(Pages as source code)
[start]

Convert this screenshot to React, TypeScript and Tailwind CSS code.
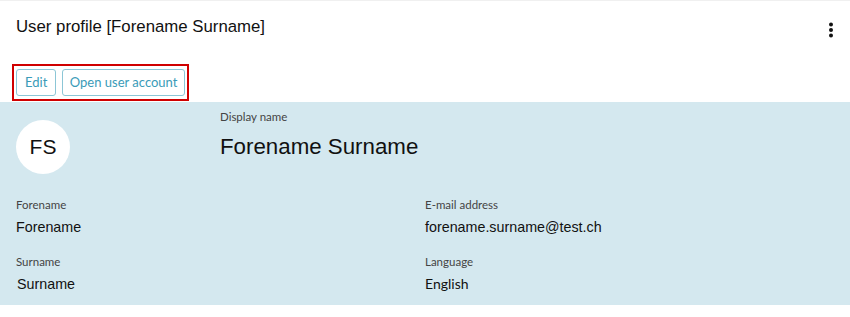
const arial = "font-['Liberation_Sans',Arial,sans-serif]";
const lato = "font-['Lato',sans-serif]";

function Field({ label, value, valueFont, valueSize = "text-[14.3px]", className = "" }: { label: string; value: string; valueFont: string; valueSize?: string; className?: string }) {
  return (
    <div className={className}>
      <div className={`${lato} text-[11.5px] leading-[14px] text-[#444]`}>{label}</div>
      <div className={`${valueFont} ${valueSize} mt-[6px] leading-[18px] text-[#111]`}>{value}</div>
    </div>
  );
}

export default function App() {
  return (
    <div className="w-[850px] h-[317px] bg-white border-t border-[#f0f0f0]">
      {/* Header */}
      <div className="flex items-start justify-between pl-4 pr-[16px] pt-[15px]">
        <h1 className={`${arial} text-[16.8px] leading-[22px] text-[#111]`}>User profile [Forename Surname]</h1>
        <svg width="6" height="16" viewBox="0 0 6 16" className="mt-[6px]">
          <circle cx="3" cy="2.5" r="2" fill="#111" />
          <circle cx="3" cy="8" r="2" fill="#111" />
          <circle cx="3" cy="13.5" r="2" fill="#111" />
        </svg>
      </div>

      {/* Actions */}
      <div className="pl-3 mt-[26px]">
        <div className="inline-flex gap-[6px] border-2 border-[#d00000] px-[2px] py-[3px]">
          <button className={`${lato} h-[27px] px-[8px] text-[13px] text-[#3a9bb8] border border-[#8cc6d6] rounded-[3px] bg-white`}>Edit</button>
          <button className={`${lato} h-[27px] px-[6.5px] text-[13px] text-[#3a9bb8] border border-[#8cc6d6] rounded-[3px] bg-white`}>Open user account</button>
        </div>
      </div>

      {/* Details */}
      <div className="mt-[1px] h-[203px] bg-[#d4e8ef] px-4 pt-[8px]">
        <div className="flex">
          <div className="w-[204px] pt-[10px]">
            <div className={`${arial} w-[54px] h-[54px] rounded-full bg-white flex items-center justify-center text-[21px] text-[#111]`}>FS</div>
          </div>
          <div>
            <div className={`${lato} text-[11.5px] leading-[14px] text-[#444]`}>Display name</div>
            <div className={`${arial} mt-[9px] text-[22.3px] leading-[28px] text-[#111]`}>Forename Surname</div>
          </div>
        </div>
        <div className="grid grid-cols-[409px_1fr] gap-y-[19px] mt-[24px]">
          <Field label="Forename" value="Forename" valueFont={arial} />
          <Field label="E-mail address" value="forename.surname@test.ch" valueFont={arial} />
          <Field label="Surname" value="Surname" valueFont={arial} className="[&>div:last-child]:pl-px" />
          <Field label="Language" value="English" valueFont={lato} valueSize="text-[14px]" />
        </div>
      </div>
    </div>
  );
}
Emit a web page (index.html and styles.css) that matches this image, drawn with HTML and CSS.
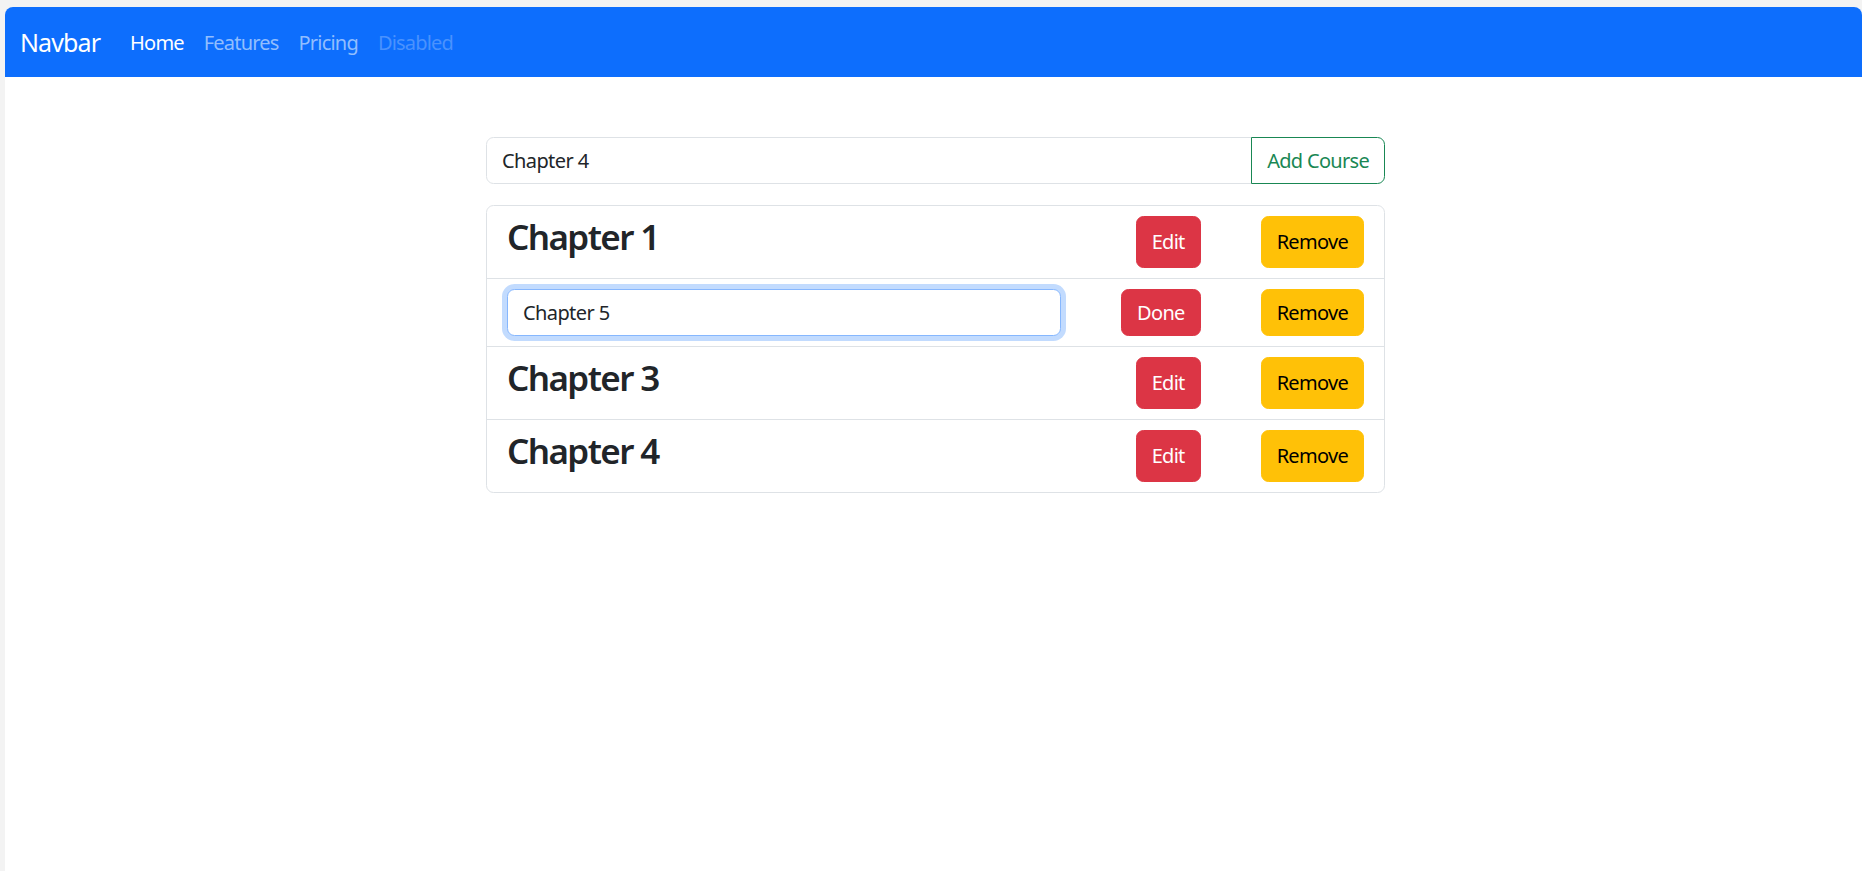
FILE: index.html
```html
<!DOCTYPE html>
<html lang="en">
<head>
<meta charset="utf-8">
<title>Courses</title>
<link rel="stylesheet" href="styles.css">
</head>
<body>
<div class="window">
  <nav class="navbar">
    <a class="brand" href="#">Navbar</a>
    <ul class="nav">
      <li><a class="nav-link active" href="#">Home</a></li>
      <li><a class="nav-link" href="#">Features</a></li>
      <li><a class="nav-link" href="#">Pricing</a></li>
      <li><a class="nav-link disabled">Disabled</a></li>
    </ul>
  </nav>
  <main class="main">
    <div class="content">
      <div class="input-group">
        <input class="field" type="text" value="Chapter 4">
        <button class="btn btn-outline-success">Add Course</button>
      </div>
      <ul class="course-list">
        <li class="course">
          <h3 class="course-title">Chapter 1</h3>
          <button class="btn btn-danger">Edit</button>
          <button class="btn btn-warning">Remove</button>
        </li>
        <li class="course editing">
          <input class="field focused" type="text" value="Chapter 5">
          <button class="btn btn-danger">Done</button>
          <button class="btn btn-warning">Remove</button>
        </li>
        <li class="course">
          <h3 class="course-title">Chapter 3</h3>
          <button class="btn btn-danger">Edit</button>
          <button class="btn btn-warning">Remove</button>
        </li>
        <li class="course">
          <h3 class="course-title">Chapter 4</h3>
          <button class="btn btn-danger">Edit</button>
          <button class="btn btn-warning">Remove</button>
        </li>
      </ul>
    </div>
  </main>
</div>
</body>
</html>
```

FILE: styles.css
```css
* {
  box-sizing: border-box;
}

html, body {
  margin: 0;
  height: 100%;
}

body {
  background: #f3f3f3;
  padding: 7px 0 0 5px;
  font-family: "Noto Sans", "Open Sans", sans-serif;
  font-size: 20px;
  line-height: 30px;
  color: #212529;
  overflow: hidden;
}

.window {
  background: #ffffff;
  border-radius: 8px 8px 0 0;
  overflow: hidden;
  height: 100%;
}

.navbar {
  background: #0d6efd;
  height: 70px;
  padding: 11px 15px 9px;
  display: flex;
  align-items: center;
}

.brand {
  color: #ffffff;
  font-size: 25px;
  line-height: 37.5px;
  padding: 6.25px 0;
  margin-right: 20px;
  text-decoration: none;
  letter-spacing: -0.9px;
}

.nav {
  list-style: none;
  margin: 0;
  padding: 0;
  display: flex;
}

.nav-link {
  display: block;
  padding: 7.5px 10px;
  color: #92befe;
  text-decoration: none;
  letter-spacing: -0.8px;
}

.nav-link.active {
  color: #ffffff;
}

.nav-link.disabled {
  color: #4a92fd;
}

.main {
  padding: 60px 0 0 4px;
}

.content {
  width: 899px;
  margin: 0 auto;
}

.input-group {
  display: flex;
}

.field {
  font: inherit;
  color: #212529;
  background: #ffffff;
  border: 1px solid #dee2e6;
  border-radius: 7.5px;
  padding: 7.5px 15px;
  height: 47px;
  min-width: 0;
  flex: 1;
  outline: none;
  letter-spacing: -0.6px;
}

.input-group .field {
  border-radius: 7.5px 0 0 7.5px;
}

.input-group .btn {
  border-radius: 0 7.5px 7.5px 0;
  margin-left: -1px;
}

.field.focused {
  border-color: #86b7fe;
  box-shadow: 0 0 0 5px rgba(13, 110, 253, 0.25);
}

.btn {
  font: inherit;
  display: flex;
  align-items: center;
  justify-content: center;
  padding: 7.5px 15px;
  border: 1px solid transparent;
  border-radius: 7.5px;
  cursor: pointer;
  letter-spacing: -0.7px;
}

.btn-outline-success {
  color: #198754;
  border-color: #198754;
  background: #ffffff;
  height: 47px;
}

.btn-danger {
  background: #dc3545;
  border-color: #dc3545;
  color: #ffffff;
}

.btn-warning {
  background: #ffc107;
  border-color: #ffc107;
  color: #000000;
}

.course-list {
  list-style: none;
  margin: 21px 0 0;
  padding: 0;
  border: 1px solid #dee2e6;
  border-radius: 7.5px;
}

.course {
  display: flex;
  align-items: stretch;
  gap: 60px;
  padding: 10px 20px;
  border-bottom: 1px solid #dee2e6;
}

.course:last-child {
  border-bottom: none;
}

.course-title {
  flex: 1;
  margin: 0 0 10px;
  font-size: 35px;
  line-height: 42px;
  font-weight: 600;
  letter-spacing: -1.6px;
}

.course.editing {
  align-items: center;
}

.course.editing .btn {
  height: 47px;
}
```
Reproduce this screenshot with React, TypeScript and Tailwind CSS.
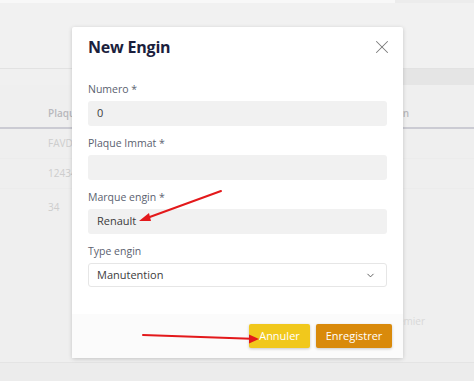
import { X, ChevronDown } from "lucide-react";

const font = { fontFamily: '"Open Sans", "Noto Sans", sans-serif' };

function Field({ label, value }: { label: string; value?: string }) {
  return (
    <div className="mb-[9px]">
      <div className="mb-[4px] h-[16px] text-[10.5px] leading-[16px] text-[#5b5f70]">{label}</div>
      <div className="flex h-[25px] items-center rounded-[3px] bg-[#f1f1f1] px-[9px] text-[11px] text-[#3c3c3c]">
        {value}
      </div>
    </div>
  );
}

function Background() {
  return (
    <div className="flex h-full flex-col bg-[#efefef]">
      <div className="flex h-[3px]">
        <div className="w-[395px] bg-[#f8f8f8]" />
        <div className="flex-1 bg-[#ececec]" />
      </div>
      <div className="h-[65px] bg-[#f1f1f1]" />
      <div className="h-[1px] bg-[#e2e2e2]" />
      <div className="flex h-[16px]">
        <div className="w-[300px] bg-[#f0f0f0]" />
        <div className="flex-1 bg-[#e5e5e5]" />
      </div>
      <div className="flex h-[42px] items-center justify-between pl-[48px] pr-[65px] pt-[14px] text-[10px] font-semibold text-[#b8b8bc]">
        <span>Plaque</span>
        <span>Marque engin</span>
      </div>
      <div className="h-[2px] bg-[#cbcbd3]" />
      <div className="flex h-[30px] items-center border-b border-[#ececec] pl-[48px] text-[10px] text-[#cdcdcd]">FAVD</div>
      <div className="flex h-[30px] items-center border-b border-[#ececec] pl-[48px] text-[10px] text-[#cdcdcd]">12434</div>
      <div className="flex h-[36px] items-center pl-[48px] text-[10px] text-[#cdcdcd]">34</div>
      <div className="flex h-[137px] items-end justify-end pb-[33px] pr-[49px] text-[10px] text-[#d8d8d8]">Premier</div>
      <div className="h-[1px] bg-[#e4e4e4]" />
      <div className="flex-1 bg-[#ececec]" />
    </div>
  );
}

export default function App() {
  return (
    <div className="relative h-[381px] w-[474px] overflow-hidden" style={font}>
      <Background />

      <div className="absolute left-[72px] top-[27px] flex h-[331px] w-[331px] flex-col rounded-[2px] bg-white shadow-[0_1px_4px_rgba(0,0,0,0.18)]">
        <div className="flex h-[38px] items-center justify-between pl-4 pr-[10px] pt-[2px]">
          <h1 className="text-[16px] font-bold tracking-[-0.2px] text-[#1b1f3d]">New Engin</h1>
          <X className="h-[22px] w-[22px] text-[#7a7a7a]" strokeWidth={1.1} />
        </div>

        <div className="px-4 pt-[16px]">
          <Field label="Numero *" value="0" />
          <Field label="Plaque Immat *" />
          <Field label="Marque engin *" value="Renault" />
          <div>
            <div className="mb-[4px] h-[16px] text-[10.5px] leading-[16px] text-[#5b5f70]">Type engin</div>
            <div className="flex h-[24px] items-center justify-between rounded-[3px] border border-[#e6e6e6] bg-white pl-[8px] pr-[10px] text-[11px] text-[#3c3c3c]">
              <span>Manutention</span>
              <ChevronDown className="h-[11px] w-[11px] text-[#555]" strokeWidth={2} />
            </div>
          </div>
        </div>

        <div className="mt-auto flex h-[44px] items-center justify-end gap-[6px] bg-[#fbfbfb] pr-[11px]">
          <button className="h-[24px] w-[61px] rounded-[2px] bg-[#f1c81c] text-[11px] font-medium text-white shadow-[0_1px_3px_rgba(0,0,0,0.2)]">
            Annuler
          </button>
          <button className="h-[24px] w-[76px] rounded-[2px] bg-[#d98a0b] text-[11px] font-medium text-white shadow-[0_1px_3px_rgba(0,0,0,0.2)]">
            Enregistrer
          </button>
        </div>
      </div>

      <svg className="pointer-events-none absolute left-0 top-0" width="474" height="381" viewBox="0 0 474 381">
        <line x1="221" y1="191" x2="147" y2="218" stroke="#e3191b" strokeWidth="2" strokeLinecap="round" />
        <polygon points="139,221 149,213 151,221" fill="#e3191b" />
        <line x1="143" y1="335" x2="251" y2="338.8" stroke="#e3191b" strokeWidth="2" strokeLinecap="round" />
        <polygon points="259,339 249,334.5 249,343.5" fill="#e3191b" />
      </svg>
    </div>
  );
}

[end]

WHAT YOU NEED TO DO:
Across the material above, count every line holding "screenshot" and write down only the number.

TASK OUTPUT:
2